● **Exercise description**
Would you transcribe the whole listing exactly, minus its pictures?

[Begin]

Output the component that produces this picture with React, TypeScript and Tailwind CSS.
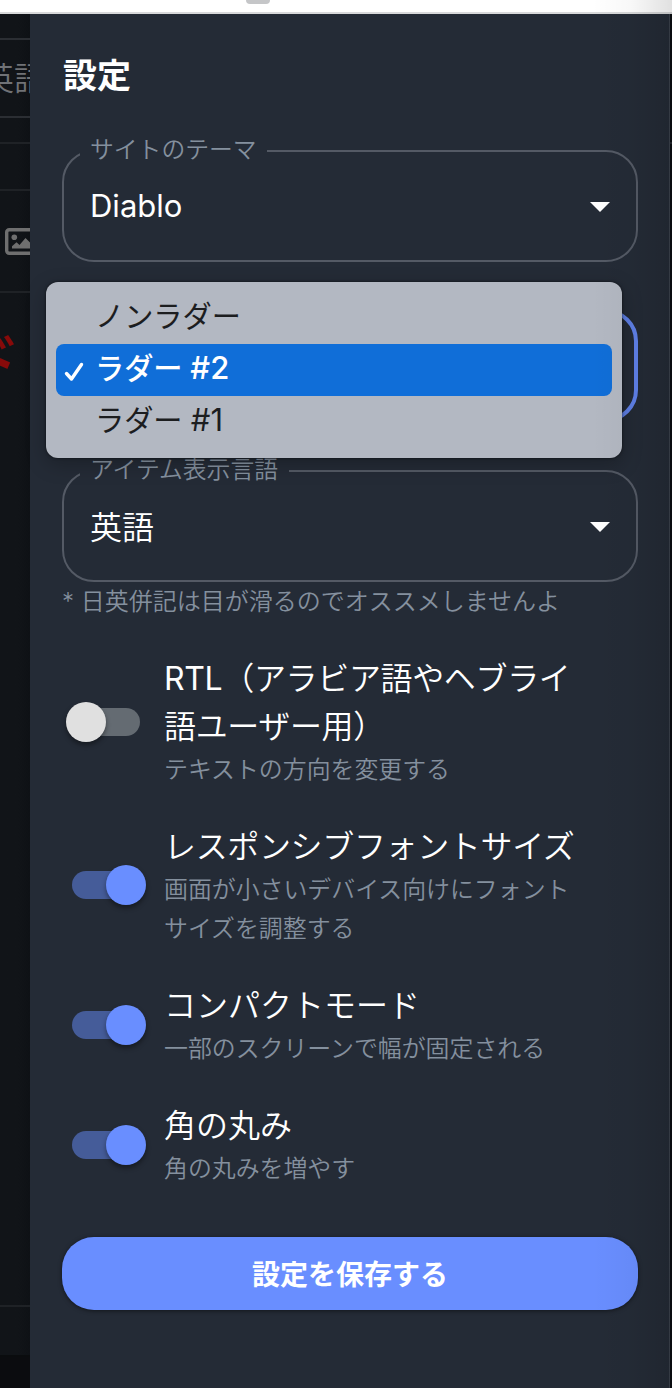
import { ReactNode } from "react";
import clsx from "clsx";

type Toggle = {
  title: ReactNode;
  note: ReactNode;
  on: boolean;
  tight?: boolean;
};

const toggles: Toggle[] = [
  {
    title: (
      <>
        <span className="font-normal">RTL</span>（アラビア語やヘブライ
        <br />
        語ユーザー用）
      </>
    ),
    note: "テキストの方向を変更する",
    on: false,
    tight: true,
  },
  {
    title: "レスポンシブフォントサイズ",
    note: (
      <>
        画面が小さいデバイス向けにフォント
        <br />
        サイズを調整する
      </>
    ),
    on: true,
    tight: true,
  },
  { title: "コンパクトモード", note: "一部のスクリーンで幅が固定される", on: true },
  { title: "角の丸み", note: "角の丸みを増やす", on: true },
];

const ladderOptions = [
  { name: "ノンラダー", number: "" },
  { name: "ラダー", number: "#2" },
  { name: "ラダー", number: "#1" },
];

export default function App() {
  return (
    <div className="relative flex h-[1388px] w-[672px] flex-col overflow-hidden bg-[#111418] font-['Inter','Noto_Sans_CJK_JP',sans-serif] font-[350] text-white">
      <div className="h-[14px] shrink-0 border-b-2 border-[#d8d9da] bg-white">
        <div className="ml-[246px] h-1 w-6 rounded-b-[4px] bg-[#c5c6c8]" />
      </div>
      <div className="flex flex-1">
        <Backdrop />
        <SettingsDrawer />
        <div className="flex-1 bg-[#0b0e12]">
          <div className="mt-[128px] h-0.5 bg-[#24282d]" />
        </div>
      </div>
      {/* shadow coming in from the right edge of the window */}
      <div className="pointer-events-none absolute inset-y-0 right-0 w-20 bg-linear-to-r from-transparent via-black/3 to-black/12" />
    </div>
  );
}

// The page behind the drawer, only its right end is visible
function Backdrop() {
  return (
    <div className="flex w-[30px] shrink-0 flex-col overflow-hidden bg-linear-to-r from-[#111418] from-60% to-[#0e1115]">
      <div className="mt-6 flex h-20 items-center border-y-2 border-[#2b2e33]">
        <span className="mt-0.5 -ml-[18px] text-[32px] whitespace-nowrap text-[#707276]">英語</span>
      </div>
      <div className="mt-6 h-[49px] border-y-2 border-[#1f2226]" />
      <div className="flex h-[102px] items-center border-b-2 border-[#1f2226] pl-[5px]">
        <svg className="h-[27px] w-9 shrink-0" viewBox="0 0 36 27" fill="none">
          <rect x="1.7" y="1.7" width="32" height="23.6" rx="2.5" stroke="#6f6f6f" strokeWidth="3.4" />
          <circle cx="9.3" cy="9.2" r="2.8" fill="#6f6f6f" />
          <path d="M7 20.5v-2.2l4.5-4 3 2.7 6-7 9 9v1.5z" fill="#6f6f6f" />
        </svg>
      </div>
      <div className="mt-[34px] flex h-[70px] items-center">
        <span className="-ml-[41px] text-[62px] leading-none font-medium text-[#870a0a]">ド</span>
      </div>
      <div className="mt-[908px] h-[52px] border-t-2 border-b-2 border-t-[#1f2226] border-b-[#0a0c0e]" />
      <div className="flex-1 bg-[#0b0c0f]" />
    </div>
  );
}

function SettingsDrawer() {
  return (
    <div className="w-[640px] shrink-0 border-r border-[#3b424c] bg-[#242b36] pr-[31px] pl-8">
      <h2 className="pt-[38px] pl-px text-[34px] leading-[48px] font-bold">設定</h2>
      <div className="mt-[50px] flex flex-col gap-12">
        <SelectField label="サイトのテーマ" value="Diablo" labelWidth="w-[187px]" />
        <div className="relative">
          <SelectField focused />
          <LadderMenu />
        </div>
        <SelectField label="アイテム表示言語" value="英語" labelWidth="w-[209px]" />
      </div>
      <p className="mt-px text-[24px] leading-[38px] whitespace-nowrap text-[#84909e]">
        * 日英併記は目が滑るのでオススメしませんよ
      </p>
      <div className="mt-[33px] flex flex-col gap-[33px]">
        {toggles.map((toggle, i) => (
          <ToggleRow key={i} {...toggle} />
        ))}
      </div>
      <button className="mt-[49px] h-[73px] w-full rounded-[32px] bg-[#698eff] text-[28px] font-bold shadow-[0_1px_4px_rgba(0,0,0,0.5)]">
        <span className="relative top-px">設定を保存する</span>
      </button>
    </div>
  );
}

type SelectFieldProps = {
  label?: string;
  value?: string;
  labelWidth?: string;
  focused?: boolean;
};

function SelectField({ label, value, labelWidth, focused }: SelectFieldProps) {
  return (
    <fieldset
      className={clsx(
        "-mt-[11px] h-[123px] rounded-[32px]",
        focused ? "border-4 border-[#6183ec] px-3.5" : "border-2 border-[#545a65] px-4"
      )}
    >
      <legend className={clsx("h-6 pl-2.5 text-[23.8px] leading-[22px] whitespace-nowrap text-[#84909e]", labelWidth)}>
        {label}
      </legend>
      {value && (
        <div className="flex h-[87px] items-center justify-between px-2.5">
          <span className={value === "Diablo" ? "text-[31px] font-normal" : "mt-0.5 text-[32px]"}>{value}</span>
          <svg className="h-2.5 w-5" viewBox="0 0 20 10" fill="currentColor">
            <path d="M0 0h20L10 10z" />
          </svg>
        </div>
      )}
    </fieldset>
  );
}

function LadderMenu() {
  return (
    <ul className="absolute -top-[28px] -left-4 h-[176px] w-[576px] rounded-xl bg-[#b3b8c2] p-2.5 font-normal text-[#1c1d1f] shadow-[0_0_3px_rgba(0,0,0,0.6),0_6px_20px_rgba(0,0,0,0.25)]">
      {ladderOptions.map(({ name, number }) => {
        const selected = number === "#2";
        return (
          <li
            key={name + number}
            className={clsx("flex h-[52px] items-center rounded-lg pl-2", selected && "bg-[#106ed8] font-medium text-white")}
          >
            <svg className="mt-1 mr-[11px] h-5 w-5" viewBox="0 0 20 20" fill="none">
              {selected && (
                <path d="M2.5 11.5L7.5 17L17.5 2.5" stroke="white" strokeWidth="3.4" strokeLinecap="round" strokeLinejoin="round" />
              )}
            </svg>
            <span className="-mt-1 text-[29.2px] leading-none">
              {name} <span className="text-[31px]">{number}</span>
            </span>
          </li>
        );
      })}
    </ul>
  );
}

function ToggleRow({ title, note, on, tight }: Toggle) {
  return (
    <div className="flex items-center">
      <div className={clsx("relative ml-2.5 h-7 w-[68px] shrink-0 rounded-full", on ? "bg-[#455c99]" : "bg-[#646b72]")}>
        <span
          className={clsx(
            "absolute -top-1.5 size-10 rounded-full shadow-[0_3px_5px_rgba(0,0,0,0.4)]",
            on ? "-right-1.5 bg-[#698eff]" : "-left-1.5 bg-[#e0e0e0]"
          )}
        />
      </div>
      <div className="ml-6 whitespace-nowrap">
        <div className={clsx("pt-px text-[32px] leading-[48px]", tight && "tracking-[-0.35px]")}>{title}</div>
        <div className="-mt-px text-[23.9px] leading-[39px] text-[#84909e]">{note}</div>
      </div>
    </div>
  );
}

[End]

● **Written reply**
Output the component that produces this picture with React, TypeScript and Tailwind CSS.
import { ReactNode } from "react";
import clsx from "clsx";

type Toggle = {
  title: ReactNode;
  note: ReactNode;
  on: boolean;
  tight?: boolean;
};

const toggles: Toggle[] = [
  {
    title: (
      <>
        <span className="font-normal">RTL</span>（アラビア語やヘブライ
        <br />
        語ユーザー用）
      </>
    ),
    note: "テキストの方向を変更する",
    on: false,
    tight: true,
  },
  {
    title: "レスポンシブフォントサイズ",
    note: (
      <>
        画面が小さいデバイス向けにフォント
        <br />
        サイズを調整する
      </>
    ),
    on: true,
    tight: true,
  },
  { title: "コンパクトモード", note: "一部のスクリーンで幅が固定される", on: true },
  { title: "角の丸み", note: "角の丸みを増やす", on: true },
];

const ladderOptions = [
  { name: "ノンラダー", number: "" },
  { name: "ラダー", number: "#2" },
  { name: "ラダー", number: "#1" },
];

export default function App() {
  return (
    <div className="relative flex h-[1388px] w-[672px] flex-col overflow-hidden bg-[#111418] font-['Inter','Noto_Sans_CJK_JP',sans-serif] font-[350] text-white">
      <div className="h-[14px] shrink-0 border-b-2 border-[#d8d9da] bg-white">
        <div className="ml-[246px] h-1 w-6 rounded-b-[4px] bg-[#c5c6c8]" />
      </div>
      <div className="flex flex-1">
        <Backdrop />
        <SettingsDrawer />
        <div className="flex-1 bg-[#0b0e12]">
          <div className="mt-[128px] h-0.5 bg-[#24282d]" />
        </div>
      </div>
      {/* shadow coming in from the right edge of the window */}
      <div className="pointer-events-none absolute inset-y-0 right-0 w-20 bg-linear-to-r from-transparent via-black/3 to-black/12" />
    </div>
  );
}

// The page behind the drawer, only its right end is visible
function Backdrop() {
  return (
    <div className="flex w-[30px] shrink-0 flex-col overflow-hidden bg-linear-to-r from-[#111418] from-60% to-[#0e1115]">
      <div className="mt-6 flex h-20 items-center border-y-2 border-[#2b2e33]">
        <span className="mt-0.5 -ml-[18px] text-[32px] whitespace-nowrap text-[#707276]">英語</span>
      </div>
      <div className="mt-6 h-[49px] border-y-2 border-[#1f2226]" />
      <div className="flex h-[102px] items-center border-b-2 border-[#1f2226] pl-[5px]">
        <svg className="h-[27px] w-9 shrink-0" viewBox="0 0 36 27" fill="none">
          <rect x="1.7" y="1.7" width="32" height="23.6" rx="2.5" stroke="#6f6f6f" strokeWidth="3.4" />
          <circle cx="9.3" cy="9.2" r="2.8" fill="#6f6f6f" />
          <path d="M7 20.5v-2.2l4.5-4 3 2.7 6-7 9 9v1.5z" fill="#6f6f6f" />
        </svg>
      </div>
      <div className="mt-[34px] flex h-[70px] items-center">
        <span className="-ml-[41px] text-[62px] leading-none font-medium text-[#870a0a]">ド</span>
      </div>
      <div className="mt-[908px] h-[52px] border-t-2 border-b-2 border-t-[#1f2226] border-b-[#0a0c0e]" />
      <div className="flex-1 bg-[#0b0c0f]" />
    </div>
  );
}

function SettingsDrawer() {
  return (
    <div className="w-[640px] shrink-0 border-r border-[#3b424c] bg-[#242b36] pr-[31px] pl-8">
      <h2 className="pt-[38px] pl-px text-[34px] leading-[48px] font-bold">設定</h2>
      <div className="mt-[50px] flex flex-col gap-12">
        <SelectField label="サイトのテーマ" value="Diablo" labelWidth="w-[187px]" />
        <div className="relative">
          <SelectField focused />
          <LadderMenu />
        </div>
        <SelectField label="アイテム表示言語" value="英語" labelWidth="w-[209px]" />
      </div>
      <p className="mt-px text-[24px] leading-[38px] whitespace-nowrap text-[#84909e]">
        * 日英併記は目が滑るのでオススメしませんよ
      </p>
      <div className="mt-[33px] flex flex-col gap-[33px]">
        {toggles.map((toggle, i) => (
          <ToggleRow key={i} {...toggle} />
        ))}
      </div>
      <button className="mt-[49px] h-[73px] w-full rounded-[32px] bg-[#698eff] text-[28px] font-bold shadow-[0_1px_4px_rgba(0,0,0,0.5)]">
        <span className="relative top-px">設定を保存する</span>
      </button>
    </div>
  );
}

type SelectFieldProps = {
  label?: string;
  value?: string;
  labelWidth?: string;
  focused?: boolean;
};

function SelectField({ label, value, labelWidth, focused }: SelectFieldProps) {
  return (
    <fieldset
      className={clsx(
        "-mt-[11px] h-[123px] rounded-[32px]",
        focused ? "border-4 border-[#6183ec] px-3.5" : "border-2 border-[#545a65] px-4"
      )}
    >
      <legend className={clsx("h-6 pl-2.5 text-[23.8px] leading-[22px] whitespace-nowrap text-[#84909e]", labelWidth)}>
        {label}
      </legend>
      {value && (
        <div className="flex h-[87px] items-center justify-between px-2.5">
          <span className={value === "Diablo" ? "text-[31px] font-normal" : "mt-0.5 text-[32px]"}>{value}</span>
          <svg className="h-2.5 w-5" viewBox="0 0 20 10" fill="currentColor">
            <path d="M0 0h20L10 10z" />
          </svg>
        </div>
      )}
    </fieldset>
  );
}

function LadderMenu() {
  return (
    <ul className="absolute -top-[28px] -left-4 h-[176px] w-[576px] rounded-xl bg-[#b3b8c2] p-2.5 font-normal text-[#1c1d1f] shadow-[0_0_3px_rgba(0,0,0,0.6),0_6px_20px_rgba(0,0,0,0.25)]">
      {ladderOptions.map(({ name, number }) => {
        const selected = number === "#2";
        return (
          <li
            key={name + number}
            className={clsx("flex h-[52px] items-center rounded-lg pl-2", selected && "bg-[#106ed8] font-medium text-white")}
          >
            <svg className="mt-1 mr-[11px] h-5 w-5" viewBox="0 0 20 20" fill="none">
              {selected && (
                <path d="M2.5 11.5L7.5 17L17.5 2.5" stroke="white" strokeWidth="3.4" strokeLinecap="round" strokeLinejoin="round" />
              )}
            </svg>
            <span className="-mt-1 text-[29.2px] leading-none">
              {name} <span className="text-[31px]">{number}</span>
            </span>
          </li>
        );
      })}
    </ul>
  );
}

function ToggleRow({ title, note, on, tight }: Toggle) {
  return (
    <div className="flex items-center">
      <div className={clsx("relative ml-2.5 h-7 w-[68px] shrink-0 rounded-full", on ? "bg-[#455c99]" : "bg-[#646b72]")}>
        <span
          className={clsx(
            "absolute -top-1.5 size-10 rounded-full shadow-[0_3px_5px_rgba(0,0,0,0.4)]",
            on ? "-right-1.5 bg-[#698eff]" : "-left-1.5 bg-[#e0e0e0]"
          )}
        />
      </div>
      <div className="ml-6 whitespace-nowrap">
        <div className={clsx("pt-px text-[32px] leading-[48px]", tight && "tracking-[-0.35px]")}>{title}</div>
        <div className="-mt-px text-[23.9px] leading-[39px] text-[#84909e]">{note}</div>
      </div>
    </div>
  );
}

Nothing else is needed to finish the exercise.